По крайней мере письмо Фрэнсиса к сэру Майклу Хиксу свидетельствует о его добром отношении к матери, а то обстоятельство, что он в своем завещании пожелал быть похороненным в церкви Святого Михаила, «ибо там покоится прах моей матери», показывает, что, несмотря на хлопоты и беспокойства, которые она всем причиняла, впав в старческое слабоумие, он надеялся упокоиться с ней рядом, когда придет его срок.
Что касается литературных успехов Фрэнсиса за прошедший год, то после трактата на латыни «De Sapientia Veterum», вышедшего в свет в 1609 году и привлекшего к себе довольно большое внимание, он не напечатал ничего. Это была та самая книга, которую он послал Тоби Мэтью в феврале 1610 года и о которой писал: «Посылаю Вам небольшую вещь, которая начала завоевывать мир. Говорят, моя латынь стала чистой, как серебро, и ее считают образцом. Если бы Вы были здесь до выхода книги, я представил бы ее на Ваш строгий и взыскательный суд».

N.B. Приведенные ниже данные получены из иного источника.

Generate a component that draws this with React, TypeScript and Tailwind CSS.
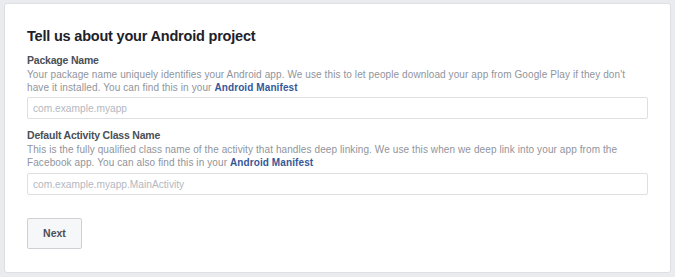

В «De Sapientia Veterum» Фрэнсис пересказывает сюжеты тридцати одного мифа Древней Греции, давая им свое собственное толкование; рассуждает о том, как они возникли, как влияли на мысли и поступки людей на протяжении столетий. Неудивительно, что книга пользовалась таким успехом у его современников, да и в наше время те, кто любит античные мифы и легенды, читают ее с огромным интересом. Любопытно, что Фрэнсис, такой непримиримый противник греческих философов, с великим уважением относился к мифам и легендам, считая их иносказаниями, которые с древнейших времен помогали человеку понять самого себя. Он всегда глубоко вдумывался в сочинения античных писателей и часто цитировал их и в своих политических выступлениях, и в философских трудах; но сейчас его ум, казалось, пытается проникнуть в доисторические времена и ответить на вопрос, не населяли ли тогда землю существа, которые обладали более высоким разумом, и не они ли оставили это богатство мифов и аллегорий в назидание тем, кто придет на землю после них. Читая пересказ и толкование Бэконом тридцати одного древнегреческого мифа, понимаешь, что эта книга писалась им в период творческого взлета, когда он был временно свободен от участия в политической деятельности и мог направить свое воображение на разработку идей, которые его занимали.